Proses evakuasi pendaki asal Brazil di Rinjani. Sumber. regional.kompas.com
Balamuda, kalau kita membicarakan tentang olahraga di luar ruangan, sepertinya mendaki gunung atau hiking jadi salah satu aktivitas yang nggak bisa dilewatkan. Kenapa tidak? Walaupun perlu persiapan biaya, fisik, dan mental yang lebih, hiking tetap jadi pilihan banyak orang sebagai sarana olahraga maupun rekreasi, baik oleh masyarakat lokal maupun turis asing. Keindahan alam yang ditawarkan selalu memberi kepuasan tersendiri saat berhasil sampai ke puncak.
Hal itu pula yang ingin dirasakan oleh Juliana Marins, turis asal Brazil berusia 26 tahun, yang mendaki Gunung Rinjani di Lombok, Nusa Tenggara Barat (NTB). Sayangnya, alih-alih menikmati keindahan Rinjani, Juliana justru mengalami kejadian tragis yang tidak diharapkan siapa pun. Ia dilaporkan terjatuh ke jurang ratusan meter menuju Danau Segara Anak, pada Sabtu 21 Juni lalu.
Awalnya, Juliana mendaki bersama enam rekannya dan seorang pemandu lokal. Ketika sampai di titik Cemara Nunggal, Juliana mengaku kelelahan dan disarankan untuk beristirahat. Sementara itu, pemandu melanjutkan perjalanan bersama rombongan lainnya. Karena Juliana tak kunjung menyusul, sang pemandu kembali ke lokasi istirahat, namun tak menemukannya di sana. Dari titik itu, terlihat cahaya senter dari arah jurang, yang diduga berasal dari Juliana. Pemandu pun langsung meminta bantuan tim otoritas setempat.
Tiga hari kemudian, tim SAR menyatakan bahwa Juliana telah meninggal dunia. Hasil pencarian dilakukan menggunakan drone thermal dari Kantor SAR Mataram. Namun, proses evakuasi berjalan sangat lambat karena lokasi yang curam serta cuaca yang tidak mendukung. Hal ini sontak menyita perhatian publik, baik dari dalam negeri maupun luar, terutama warganet Brazil yang ramai mengungkapkan kekecewaan terhadap lambannya penanganan evakuasi tersebut.

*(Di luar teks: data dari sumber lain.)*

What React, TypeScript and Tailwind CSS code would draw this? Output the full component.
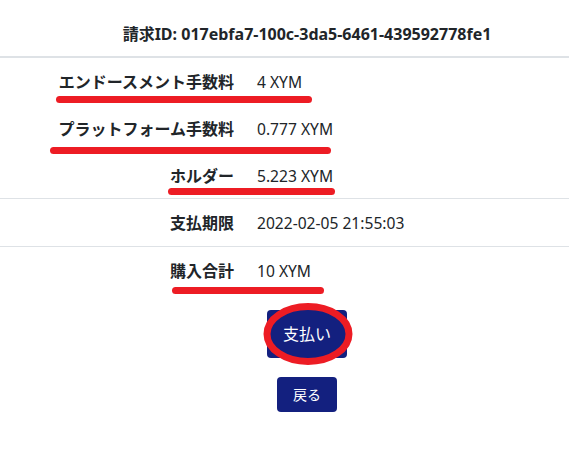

Nah Balamuda, dari peristiwa ini muncul satu pertanyaan penting. “Kenapa proses evakuasi korban bisa berlangsung sangat lama?” Sejumlah ahli pendakian menyebutkan bahwa salah satu faktor utama adalah minimnya perlengkapan penyelamatan darurat di lokasi. Padahal, titik-titik rawan pendakian sangat membutuhkan alat evakuasi lengkap karena kejadian serupa sudah cukup sering terjadi. Selain itu, tidak adanya tim penyelamat khusus yang siaga serta cuaca buruk juga memperparah situasi.
Balamuda, peristiwa ini menjadi pengingat penting soal pentingnya protokol keselamatan di tempat wisata ekstrem seperti Gunung Rinjani. Harapannya, pemerintah dan pihak terkait bisa memperkuat pengawasan dan fasilitas keselamatan agar hal seperti ini tidak terulang. Untuk Balamuda yang berniat mencoba hiking, yuk latih fisik dan mental lebih dulu. Pilih gunung yang sesuai untuk pemula, bawa perlengkapan yang memadai, dan yang paling penting, tetap waspada selama perjalanan. Karena Balamuda harus selalu siap dengan segala kemungkinan di alam terbuka.